Added documentation for Java8 and Java9 unimplemented features.
This is basically some documentation (and a bit of code to obtain the lists) I wrote. There's no alteration to the other code, so I didn't touch the changelog.
Hey, thanks! This seems really useful, and I like the direction you are going with this, but we need to be more fine-grained here. If I am reading this right then you are starting from a Java regex, round-tripping it, then running it through the generators, and then checking the values against the regex. This could fail for a number of reasons, so it's too simplistic to conclude that something is "not implemented".
For example, we definitely do support vertical whitespace
(re/pattern :vertical-whitespace)
;;=> "\\v"
(re-parse/parse #"\v")
;;=> :vertical-whitespace
(re-gen/sample :vertical-whitespace 10)
;;=> ("\r" "" "
" "
" "
" "\r" "\n" "
" "\f" "
")
But maybe the generator isn't accurate, or something else is up. If so then that would be great to find out so we can improve it. The biggest challenge with this library is getting all the different implementations to line up, which is also why we are currently not adding any new regex features, because we are still in the stage of solidifying the features we have. So any information about (lack of) parity between generating regex, parsing regex, and generating generators would be really appreciated.

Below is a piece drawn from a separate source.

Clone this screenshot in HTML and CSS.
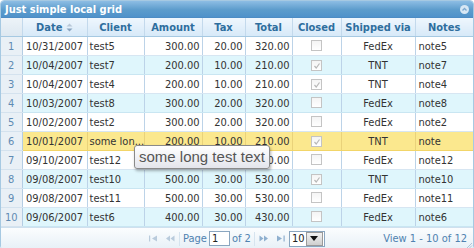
FILE: index.html
```html
<!DOCTYPE html>
<html>
<head>
    <link rel="stylesheet" href="styles.css">
</head>
<body>
    <div class="grid">
        <div class="caption">
            <span>Just simple local grid</span>
            <span class="closeBtn"><svg width="9" height="9" viewBox="0 0 9 9"><circle cx="4.5" cy="4.5" r="4.5" fill="#d7e7f4"/><path d="M2.5 5.5 L4.5 3.5 L6.5 5.5" stroke="#7ca8cf" stroke-width="1.3" fill="none"/></svg></span>
        </div>
        <table class="data">
            <colgroup>
                <col style="width: 21px">
                <col style="width: 65px">
                <col style="width: 57px">
                <col style="width: 58px">
                <col style="width: 43px">
                <col style="width: 47px">
                <col style="width: 49px">
                <col style="width: 74px">
                <col>
            </colgroup>
            <thead>
                <tr>
                    <th></th>
                    <th>Date <svg class="sortIcon" width="7" height="9" viewBox="0 0 7 9"><path d="M0.5 3.5 L3.5 0.5 L6.5 3.5 Z" fill="#b8c8d8"/><path d="M0.5 5.5 L3.5 8.5 L6.5 5.5 Z" fill="#8aa4bf"/></svg></th>
                    <th>Client</th>
                    <th>Amount</th>
                    <th>Tax</th>
                    <th>Total</th>
                    <th>Closed</th>
                    <th>Shipped via</th>
                    <th>Notes</th>
                </tr>
            </thead>
            <tbody id="rows"></tbody>
        </table>
        <div class="pager">
            <div class="pagerCenter">
                <span class="navIcon"><svg width="10" height="7" viewBox="0 0 10 7"><rect x="1" y="0.5" width="1.2" height="6" fill="#b9cbdc"/><path d="M9 0.5 L4 3.5 L9 6.5 Z" fill="#b9cbdc"/></svg></span>
                <span class="navIcon"><svg width="10" height="7" viewBox="0 0 10 7"><path d="M5 0.5 L1 3.5 L5 6.5 Z M9.5 0.5 L5.5 3.5 L9.5 6.5 Z" fill="#b9cbdc"/></svg></span>
                <span class="sep"></span>
                <span>Page</span>
                <span class="pageBox">1</span>
                <span>of 2</span>
                <span class="sep"></span>
                <span class="navIcon"><svg width="10" height="7" viewBox="0 0 10 7"><path d="M0.5 0.5 L4.5 3.5 L0.5 6.5 Z M5 0.5 L9 3.5 L5 6.5 Z" fill="#8fb0cf"/></svg></span>
                <span class="navIcon"><svg width="10" height="7" viewBox="0 0 10 7"><path d="M1 0.5 L6 3.5 L1 6.5 Z" fill="#8fb0cf"/><rect x="7.5" y="0.5" width="1.2" height="6" fill="#8fb0cf"/></svg></span>
                <span class="select">10<span class="selectBtn"><svg width="8" height="5" viewBox="0 0 8 5"><path d="M0 0 L8 0 L4 5 Z" fill="#111"/></svg></span></span>
            </div>
            <div class="pagerInfo">View 1 - 10 of 12</div>
            <svg class="grip" width="7" height="7" viewBox="0 0 7 7"><path d="M6 1 L1 6 M6 3.5 L3.5 6" stroke="#b0c4d8" stroke-width="1"/></svg>
        </div>
        <div class="tooltip">some long test text</div>
    </div>
    <script>
        var data = [
            ["10/31/2007", "test5", "300.00", "20.00", "320.00", false, "FedEx", "note5"],
            ["10/04/2007", "test7", "200.00", "10.00", "210.00", true, "TNT", "note7"],
            ["10/04/2007", "test4", "200.00", "10.00", "210.00", true, "TNT", "note4"],
            ["10/03/2007", "test8", "300.00", "20.00", "320.00", false, "FedEx", "note8"],
            ["10/02/2007", "test2", "300.00", "20.00", "320.00", false, "FedEx", "note2"],
            ["10/01/2007", "some lon...", "200.00", "10.00", "210.00", true, "TNT", "note"],
            ["09/10/2007", "test12", "500.00", "30.00", "530.00", false, "FedEx", "note12"],
            ["09/08/2007", "test10", "500.00", "30.00", "530.00", true, "TNT", "note10"],
            ["09/08/2007", "test11", "500.00", "30.00", "530.00", false, "FedEx", "note11"],
            ["09/06/2007", "test6", "400.00", "30.00", "430.00", false, "FedEx", "note6"]
        ];

        var tbody = document.getElementById("rows");
        data.forEach(function(r, i) {
            var tr = document.createElement("tr");
            if (i % 2 == 1) tr.className = "alt";
            if (i == 5) tr.className = "selected";
            var check = '<span class="check">' + (r[5] ? '<svg width="8" height="8" viewBox="0 0 8 8"><path d="M1.5 4 L3.2 6 L6.5 1.5" stroke="#b8b8b8" stroke-width="1.2" fill="none"/></svg>' : '') + '</span>';
            tr.innerHTML =
                '<td class="rn">' + (i + 1) + '</td>' +
                '<td class="center">' + r[0] + '</td>' +
                '<td>' + r[1] + '</td>' +
                '<td class="right">' + r[2] + '</td>' +
                '<td class="right">' + r[3] + '</td>' +
                '<td class="right">' + r[4] + '</td>' +
                '<td class="center">' + check + '</td>' +
                '<td class="center">' + r[6] + '</td>' +
                '<td>' + r[7] + '</td>';
            tbody.appendChild(tr);
        });
    </script>
</body>
</html>
```

FILE: styles.css
```css
body {
    margin: 0px;
    padding: 0px;
    background: #fff;
    font-family: "DejaVu Sans Condensed", "DejaVu Sans", sans-serif;
    font-size: 11px;
}

.grid {
    position: relative;
    width: 472px;
    border: 1px solid #a6c9e2;
    border-radius: 4px;
    overflow: hidden;
}

.caption {
    display: flex;
    align-items: center;
    justify-content: space-between;
    height: 16px;
    padding: 0 4px 0 4px;
    background: linear-gradient(#8dbde4, #5c9ccc 55%, #4f92ca);
    color: #fff;
    font-weight: bold;
    font-size: 11px;
    border-bottom: 1px solid #4c8cc4;
}

.closeBtn {
    display: flex;
}

.data {
    width: 100%;
    border-collapse: collapse;
    table-layout: fixed;
}

.data th {
    height: 18px;
    padding: 0;
    background: linear-gradient(#eef6fd, #d7e9f8);
    color: #2e6e9e;
    font-weight: bold;
    border-right: 1px solid #c3d9ec;
    border-bottom: 1px solid #a6c9e2;
    white-space: nowrap;
}

.data th:first-child {
    background: linear-gradient(#edf3f8, #dde8f1);
}

.sortIcon {
    vertical-align: -1px;
}

.data td {
    height: 18px;
    padding: 0 2px;
    color: #333;
    border-right: 1px solid #bcd3e8;
    border-bottom: 1px solid #d7e6f2;
    white-space: nowrap;
    overflow: hidden;
}

.data th:last-child, .data td:last-child {
    border-right: none;
}

.data td:last-child {
    padding-left: 3px;
}

.data tr.alt td {
    background: #dff6fc;
    border-bottom-color: #c9e6f2;
}

.data tr.selected td {
    background: #fbe88e;
    border-bottom-color: #f2d568;
    border-right-color: #e9d27a;
}

.data td.rn, .data tr.alt td.rn, .data tr.selected td.rn {
    background: #e9f0f6;
    color: #5f8bb3;
    text-align: center;
    padding: 0;
    border-right-color: #b4cde3;
    border-bottom-color: #d4e2ee;
}

.data td.center {
    text-align: center;
}

.data td.right {
    text-align: right;
}

.check {
    display: inline-flex;
    align-items: center;
    justify-content: center;
    width: 9px;
    height: 9px;
    border: 1px solid #c4c4c4;
    background: linear-gradient(#f4f4f4, #fff);
    vertical-align: -1px;
}

.pager {
    position: relative;
    display: flex;
    align-items: center;
    height: 21px;
    background: linear-gradient(#fbfdfe, #e7f0f7);
    border-top: 1px solid #cfe0ee;
    color: #4f82b0;
}

.pagerCenter {
    display: flex;
    align-items: center;
    gap: 2px;
    margin-left: 146px;
}

.navIcon {
    display: flex;
    width: 12px;
    justify-content: center;
}

.sep {
    width: 1px;
    height: 14px;
    background: #d6e4ef;
    margin: 0 1px;
}

.navIcon + .navIcon {
    margin-left: 3px;
}

.pageBox {
    display: inline-block;
    width: 17px;
    height: 13px;
    line-height: 13px;
    padding-left: 2px;
    background: #fff;
    border: 1px solid #8aa6c0;
    color: #222;
}

.select {
    display: inline-flex;
    align-items: center;
    width: 32px;
    height: 14px;
    padding-left: 2px;
    background: #fff;
    border: 1px solid #8aa6c0;
    color: #222;
    justify-content: space-between;
}

.selectBtn {
    display: flex;
    align-items: center;
    justify-content: center;
    width: 15px;
    height: 12px;
    margin-right: 1px;
    background: linear-gradient(#f2f2f2, #cfcfcf);
    border: 1px solid #9a9a9a;
}

.pagerInfo {
    margin-left: auto;
    margin-right: 6px;
}

.grip {
    position: absolute;
    right: 0;
    bottom: 0;
}

.tooltip {
    position: absolute;
    left: 133px;
    top: 144px;
    padding: 2px 4px 3px 4px;
    background: linear-gradient(#ffffff, #e4e5ec);
    border: 1px solid #8a8a8a;
    border-radius: 3px;
    box-shadow: 1px 2px 3px rgba(0, 0, 0, 0.3);
    color: #555;
    font-family: "Liberation Sans", sans-serif;
    font-size: 15px;
    white-space: nowrap;
}
```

Did you find the test_cases.edn? Seems like you have a bunch more cases that could be added there, that would help a lot, since we run a bunch of different tests off of these to get fine-grained reporting on what's not working.
Some things are deliberate, we don't "support" POSIX character classes because they are really just shorthands or aliases, so you can get the same result by being explicit, and that way it's easier to get things to work cross-platform. Generally the starting point for us is always the Regal syntax. Any valid regal expression should work the same way across implementations and target platforms.
Cross-platform support is a really important goal for this library, so we don't care much about the specifics of Java's regex engine, we look at features that are common across regex implementations, and figure out how to support them on all the different targets. Supporting every feature of a specific platform is not a goal.
That all said I think this mostly can go in, it's useful information, but it would be great if you could go over the list and have a closer look at the ones that are nominally supported, like :vertical-whitespace, so we can find out what's up and maybe improve the library.
- Lookahead/lookbehind is supported, but not for generators
Should this be reported as a bug/issue, or is this not something we can realistically do in the generators?
Thanks!
Hi @cons-dev, there's not a rush on this, but do you think you'll be able to work on this again soon?